Directive
Report how many lines contain "screenshot", with no other words.

•••••

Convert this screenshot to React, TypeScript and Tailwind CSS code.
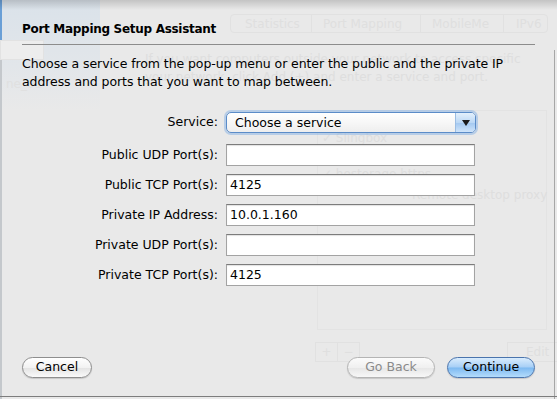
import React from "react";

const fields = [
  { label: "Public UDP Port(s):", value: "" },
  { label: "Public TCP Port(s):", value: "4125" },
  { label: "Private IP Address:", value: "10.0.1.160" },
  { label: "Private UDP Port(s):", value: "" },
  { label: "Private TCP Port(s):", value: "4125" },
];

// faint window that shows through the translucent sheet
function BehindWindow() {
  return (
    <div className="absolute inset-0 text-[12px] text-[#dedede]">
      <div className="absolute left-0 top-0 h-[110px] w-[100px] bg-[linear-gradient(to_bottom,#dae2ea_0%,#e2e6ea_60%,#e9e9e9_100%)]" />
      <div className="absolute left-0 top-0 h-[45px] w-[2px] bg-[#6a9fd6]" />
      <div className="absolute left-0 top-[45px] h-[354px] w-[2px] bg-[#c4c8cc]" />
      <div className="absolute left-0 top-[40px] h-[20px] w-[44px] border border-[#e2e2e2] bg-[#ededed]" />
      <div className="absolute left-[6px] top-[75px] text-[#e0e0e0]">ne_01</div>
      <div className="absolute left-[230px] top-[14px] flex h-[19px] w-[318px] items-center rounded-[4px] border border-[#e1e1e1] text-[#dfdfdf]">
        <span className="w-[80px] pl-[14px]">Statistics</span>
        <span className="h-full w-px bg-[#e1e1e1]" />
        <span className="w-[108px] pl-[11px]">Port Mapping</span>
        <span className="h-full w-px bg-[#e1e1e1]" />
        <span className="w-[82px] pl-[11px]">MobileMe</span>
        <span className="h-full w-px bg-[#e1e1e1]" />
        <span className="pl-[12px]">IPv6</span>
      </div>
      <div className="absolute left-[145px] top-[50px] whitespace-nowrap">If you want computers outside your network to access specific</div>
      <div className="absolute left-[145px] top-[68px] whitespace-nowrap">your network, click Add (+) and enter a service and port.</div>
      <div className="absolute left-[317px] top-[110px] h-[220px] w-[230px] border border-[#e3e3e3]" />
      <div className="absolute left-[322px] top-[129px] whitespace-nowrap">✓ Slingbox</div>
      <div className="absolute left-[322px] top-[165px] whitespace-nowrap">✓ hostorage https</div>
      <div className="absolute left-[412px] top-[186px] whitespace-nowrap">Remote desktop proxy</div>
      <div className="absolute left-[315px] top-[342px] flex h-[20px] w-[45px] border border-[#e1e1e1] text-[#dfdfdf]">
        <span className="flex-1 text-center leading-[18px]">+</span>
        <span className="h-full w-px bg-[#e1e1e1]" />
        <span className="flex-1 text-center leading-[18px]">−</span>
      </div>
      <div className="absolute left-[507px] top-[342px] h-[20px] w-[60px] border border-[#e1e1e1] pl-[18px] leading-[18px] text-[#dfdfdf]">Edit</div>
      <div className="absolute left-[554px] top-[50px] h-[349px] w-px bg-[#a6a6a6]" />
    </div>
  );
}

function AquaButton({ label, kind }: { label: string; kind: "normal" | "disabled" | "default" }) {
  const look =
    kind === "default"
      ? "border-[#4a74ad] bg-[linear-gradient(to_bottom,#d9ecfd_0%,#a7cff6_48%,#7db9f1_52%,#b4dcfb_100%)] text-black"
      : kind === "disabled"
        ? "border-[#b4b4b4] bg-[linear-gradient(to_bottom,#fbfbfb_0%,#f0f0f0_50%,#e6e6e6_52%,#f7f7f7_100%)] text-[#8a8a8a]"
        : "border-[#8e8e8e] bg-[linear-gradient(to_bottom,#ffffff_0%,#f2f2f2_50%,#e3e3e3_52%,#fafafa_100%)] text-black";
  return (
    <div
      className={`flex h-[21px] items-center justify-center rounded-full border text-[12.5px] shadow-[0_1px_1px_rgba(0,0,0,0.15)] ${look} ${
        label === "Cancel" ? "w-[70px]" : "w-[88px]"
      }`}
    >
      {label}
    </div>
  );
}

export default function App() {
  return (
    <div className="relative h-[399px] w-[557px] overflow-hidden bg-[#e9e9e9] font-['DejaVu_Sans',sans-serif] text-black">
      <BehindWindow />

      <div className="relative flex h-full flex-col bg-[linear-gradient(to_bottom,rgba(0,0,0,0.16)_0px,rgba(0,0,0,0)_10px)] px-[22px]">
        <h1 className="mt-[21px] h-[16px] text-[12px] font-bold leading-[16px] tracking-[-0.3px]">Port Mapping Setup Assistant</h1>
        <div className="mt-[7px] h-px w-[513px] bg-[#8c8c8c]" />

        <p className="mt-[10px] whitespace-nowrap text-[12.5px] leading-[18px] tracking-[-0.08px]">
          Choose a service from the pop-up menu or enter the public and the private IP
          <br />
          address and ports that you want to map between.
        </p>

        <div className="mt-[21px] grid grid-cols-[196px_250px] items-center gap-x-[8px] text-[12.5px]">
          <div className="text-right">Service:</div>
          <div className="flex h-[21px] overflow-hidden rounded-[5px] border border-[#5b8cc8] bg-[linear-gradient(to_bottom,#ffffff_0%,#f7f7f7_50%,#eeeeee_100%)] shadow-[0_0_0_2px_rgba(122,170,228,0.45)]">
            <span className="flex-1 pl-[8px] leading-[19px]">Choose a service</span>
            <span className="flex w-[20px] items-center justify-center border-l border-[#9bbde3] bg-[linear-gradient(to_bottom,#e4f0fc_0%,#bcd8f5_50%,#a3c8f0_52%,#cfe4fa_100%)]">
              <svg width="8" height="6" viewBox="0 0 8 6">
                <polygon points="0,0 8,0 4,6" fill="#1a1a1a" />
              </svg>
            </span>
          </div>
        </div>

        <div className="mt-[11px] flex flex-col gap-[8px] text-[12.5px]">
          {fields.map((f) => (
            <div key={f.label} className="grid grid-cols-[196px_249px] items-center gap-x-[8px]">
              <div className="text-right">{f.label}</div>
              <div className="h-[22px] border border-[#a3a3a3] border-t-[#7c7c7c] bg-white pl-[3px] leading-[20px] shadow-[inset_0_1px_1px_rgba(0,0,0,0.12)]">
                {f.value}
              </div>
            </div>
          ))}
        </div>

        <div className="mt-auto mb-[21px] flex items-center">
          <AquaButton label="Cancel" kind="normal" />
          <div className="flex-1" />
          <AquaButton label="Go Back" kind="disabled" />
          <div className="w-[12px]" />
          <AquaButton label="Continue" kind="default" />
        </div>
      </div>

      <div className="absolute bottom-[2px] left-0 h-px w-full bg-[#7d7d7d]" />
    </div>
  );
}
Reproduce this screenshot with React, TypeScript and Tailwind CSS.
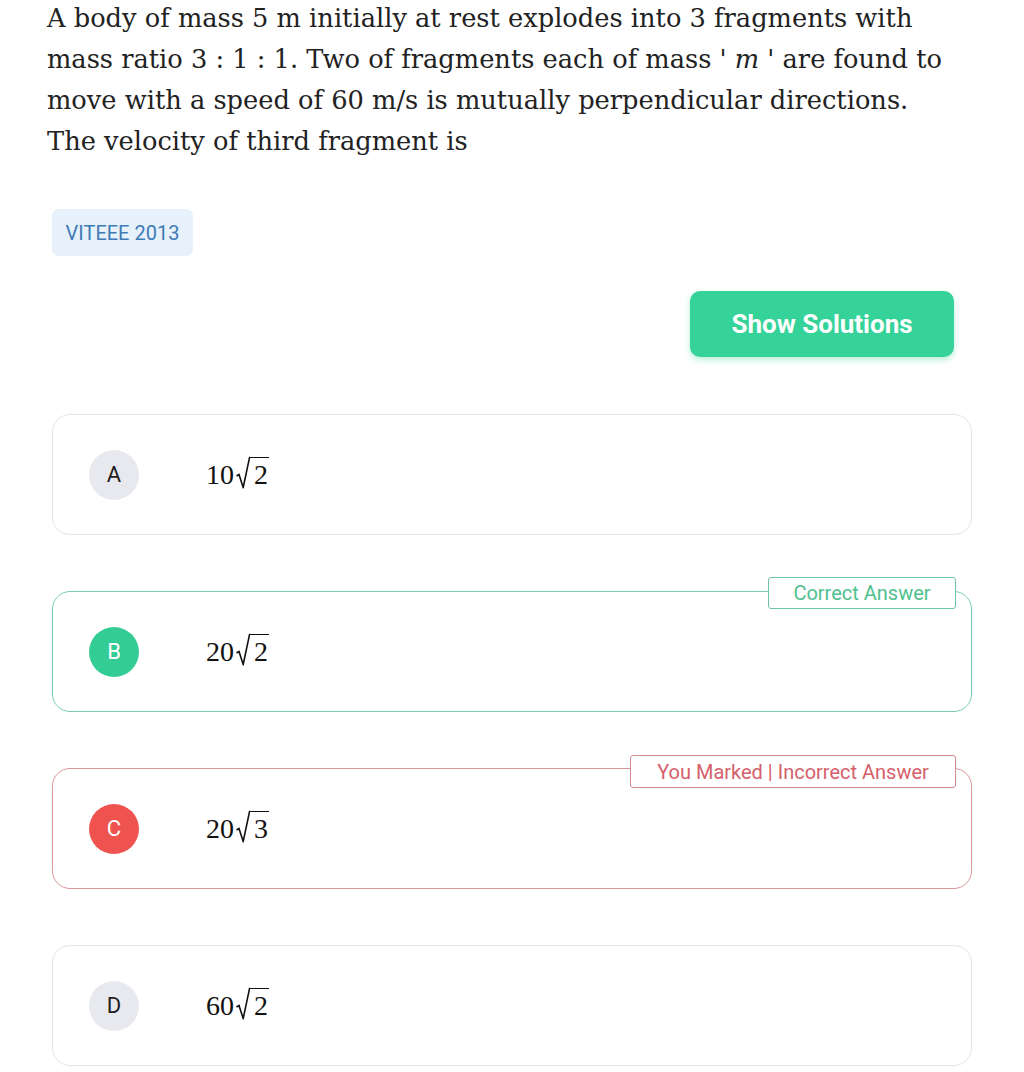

•••••

Solution
2